Representation learning on a knowledge graph (KG) is to embed entities and relations of a KG into low-dimensional continuous vector spaces. Early KG embedding methods only pay attention to structured information encoded in triples, which would cause limited performance due to the structure sparseness of KGs. Some recent attempts consider paths information to expand the structure of KGs but lack explainability in the process of obtaining the path representations. In this paper, we propose a novel Rule and Path-based Joint Embedding (RPJE) scheme, which takes full advantage of the explainability and accuracy of logic rules, the generalization of KG embedding as well as the supplementary semantic structure of paths.

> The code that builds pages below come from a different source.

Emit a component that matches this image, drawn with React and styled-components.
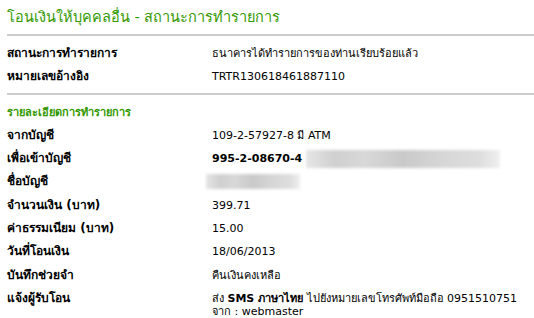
import React from "react";
import styled, { createGlobalStyle } from "styled-components";

const Global = createGlobalStyle`
  html, body { margin: 0; padding: 0; background: #fff; }
  body { font-family: "DejaVu Sans", Tahoma, sans-serif; font-size: 11px; color: #000; }
`;

const Page = styled.div`
  padding: 6px 0 0 7px;
  width: 527px;
`;

const Title = styled.h1`
  margin: 0;
  height: 28px;
  font-size: 14.5px;
  font-weight: normal;
  line-height: 22px;
  color: #339900;
`;

const Divider = styled.div`
  height: 2px;
  background: #cccccc;
`;

const Rows = styled.div`
  display: flex;
  flex-direction: column;
  padding: ${(p) => p.$pad || "6px 0 4px"};
`;

const Row = styled.div`
  display: grid;
  grid-template-columns: 205px 1fr;
  align-items: ${(p) => (p.$tall ? "start" : "center")};
  height: ${(p) => (p.$tall ? "auto" : "23.3px")};
  padding-top: ${(p) => (p.$tall ? "5px" : "0")};
  line-height: 13px;
`;

const Label = styled.div`
  font-weight: bold;
  font-size: 12px;
`;

const Value = styled.div`
  display: flex;
  flex-direction: column;
  font-weight: ${(p) => (p.$bold ? "bold" : "normal")};
`;

const Line = styled.div`
  display: flex;
  align-items: center;
  gap: 4px;
  height: 13px;
`;

const Section = styled.div`
  display: flex;
  align-items: center;
  height: 23px;
  font-weight: bold;
  font-size: 11px;
  color: #339900;
`;

const Blur = styled.span`
  display: inline-block;
  flex: none;
  width: ${(p) => p.$w}px;
  height: ${(p) => p.$h || 17}px;
  margin-left: ${(p) => p.$ml || 0}px;
  background: linear-gradient(
    90deg,
    #e6e6e6 0%,
    #cfcfcf 15%,
    #d8d8d8 30%,
    #c9c9c9 50%,
    #d6d6d6 70%,
    #dedede 90%,
    #f0f0f0 100%
  );
  filter: blur(1.5px);
`;

const B = styled.b`
  font-weight: bold;
`;

export default function App() {
  return (
    <>
      <Global />
      <Page>
        <Title>โอนเงินให้บุคคลอื่น - สถานะการทำรายการ</Title>
        <Divider />
        <Rows>
          <Row>
            <Label>สถานะการทำรายการ</Label>
            <Value>ธนาคารได้ทำรายการของท่านเรียบร้อยแล้ว</Value>
          </Row>
          <Row>
            <Label>หมายเลขอ้างอิง</Label>
            <Value>TRTR130618461887110</Value>
          </Row>
        </Rows>
        <Divider />
        <Rows $pad="6px 0 0">
          <Section>รายละเอียดการทำรายการ</Section>
          <Row>
            <Label>จากบัญชี</Label>
            <Value>109-2-57927-8 มี ATM</Value>
          </Row>
          <Row>
            <Label>เพื่อเข้าบัญชี</Label>
            <Value $bold>
              <Line>
                995-2-08670-4
                <Blur $w={194} $h={18} />
              </Line>
            </Value>
          </Row>
          <Row>
            <Label>ชื่อบัญชี</Label>
            <Value>
              <Line>
                <Blur $w={94} $h={15} $ml={-6} />
              </Line>
            </Value>
          </Row>
          <Row>
            <Label>จำนวนเงิน (บาท)</Label>
            <Value>399.71</Value>
          </Row>
          <Row>
            <Label>ค่าธรรมเนียม (บาท)</Label>
            <Value>15.00</Value>
          </Row>
          <Row>
            <Label>วันที่โอนเงิน</Label>
            <Value>18/06/2013</Value>
          </Row>
          <Row>
            <Label>บันทึกช่วยจำ</Label>
            <Value>คืนเงินคงเหลือ</Value>
          </Row>
          <Row $tall>
            <Label>แจ้งผู้รับโอน</Label>
            <Value>
              <span>
                ส่ง <B>SMS ภาษาไทย</B> ไปยังหมายเลขโทรศัพท์มือถือ 0951510751
              </span>
              <span>จาก : webmaster</span>
            </Value>
          </Row>
        </Rows>
      </Page>
    </>
  );
}
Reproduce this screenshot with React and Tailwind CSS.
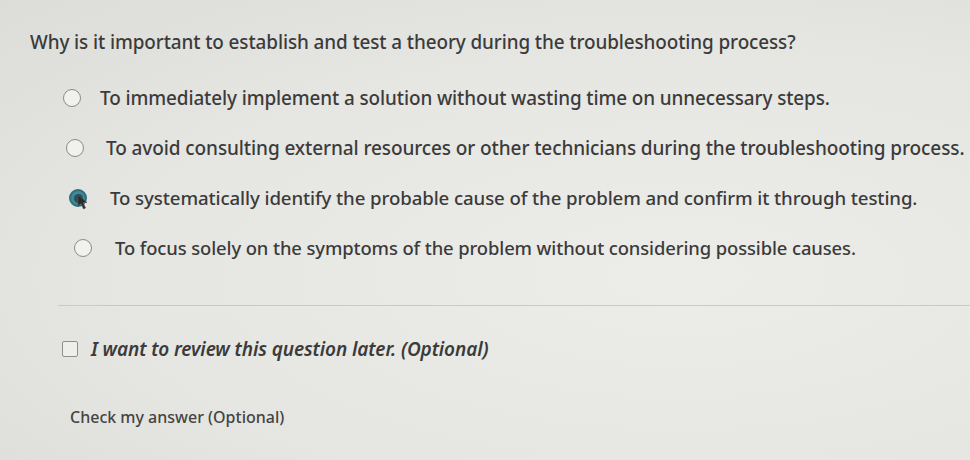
const options = [
  { text: 'To immediately implement a solution without wasting time on unnecessary steps.', indent: 'pl-[63px]', gap: 'gap-[19px]', size: 'text-[18.9px]' },
  { text: 'To avoid consulting external resources or other technicians during the troubleshooting process.', indent: 'pl-[66px]', gap: 'gap-[22px]', size: 'text-[19px]' },
  { text: 'To systematically identify the probable cause of the problem and confirm it through testing.', indent: 'pl-[69px]', gap: 'gap-[23px]', size: 'text-[18.65px]', selected: true },
  { text: 'To focus solely on the symptoms of the problem without considering possible causes.', indent: 'pl-[74px]', gap: 'gap-[23px]', size: 'text-[18.4px]' },
];

function Radio({ selected }) {
  if (!selected) {
    return <span className="block h-[18px] w-[18px] shrink-0 rounded-full border-[1.5px] border-[#8a8a88] bg-[#f1f1ee]" />;
  }
  return (
    <span className="relative block h-[18px] w-[18px] shrink-0">
      <span className="flex h-[18px] w-[18px] items-center justify-center rounded-full border-2 border-[#2f6f7c] bg-[#3f8996]">
        <span className="block h-[9px] w-[9px] rounded-full bg-[#27515a]" />
      </span>
      {/* mouse pointer resting on the radio */}
      <svg className="absolute left-[8px] top-[5px]" width="12" height="16" viewBox="0 0 12 16">
        <path d="M1 1 L1 12 L4 9.5 L6.5 15 L8.5 14 L6 8.5 L10 8.5 Z" fill="#2b2b2b" stroke="#555" strokeWidth="0.6" />
      </svg>
    </span>
  );
}

export default function App() {
  return (
    <div
      className="h-[460px] w-[970px] overflow-hidden bg-[radial-gradient(ellipse_at_70%_60%,#ecece9_0%,#e6e6e2_55%,#dcdcd8_100%)] text-[#3b3b3b]"
      style={{ fontFamily: '"Noto Sans", "Open Sans", sans-serif' }}
    >
      <p className="pl-[30px] pt-[28px] text-[18.9px] font-medium leading-[28px] tracking-[-0.1px]">
        Why is it important to establish and test a theory during the troubleshooting process?
      </p>

      <div className="mt-[17px] flex flex-col">
        {options.map((o) => (
          <div key={o.text} className={`flex h-[50px] items-center ${o.indent} ${o.gap}`}>
            <Radio selected={o.selected} />
            <span className={`${o.size} font-medium tracking-[-0.1px] whitespace-nowrap`}>{o.text}</span>
          </div>
        ))}
      </div>

      <div className="ml-[58px] mt-[32px] h-px bg-[#c9c9c5]" />

      <label className="mt-[29px] flex items-center gap-[13px] pl-[62px]">
        <span className="block h-[16px] w-[16px] rounded-[2px] border-[1.5px] border-[#8f8f8c] bg-[#eeeeeb]" />
        <span className="text-[19px] font-semibold italic tracking-[-0.1px]">I want to review this question later. (Optional)</span>
      </label>

      <p className="mt-[41px] pl-[70px] text-[16px] font-medium text-[#444]">Check my answer (Optional)</p>
    </div>
  );
}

Specifically, logic rules of different lengths (the number of relations in rule body) in the form of Horn clauses are first mined from the KG and elaborately encoded for representation learning. Then, the rules of length 2 are applied to compose paths accurately while the rules of length 1 are explicitly employed to create semantic associations among relations and constrain relation embeddings. Besides, the confidence level of each rule is also considered in optimization to guarantee the availability of applying the rule to representation learning. Extensive experimental results illustrate that RPJE outperforms other state-of-the-art baselines on KG completion task, which also demonstrate the superiority of utilizing logic rules as well as paths for improving the accuracy and explainability of representation learning.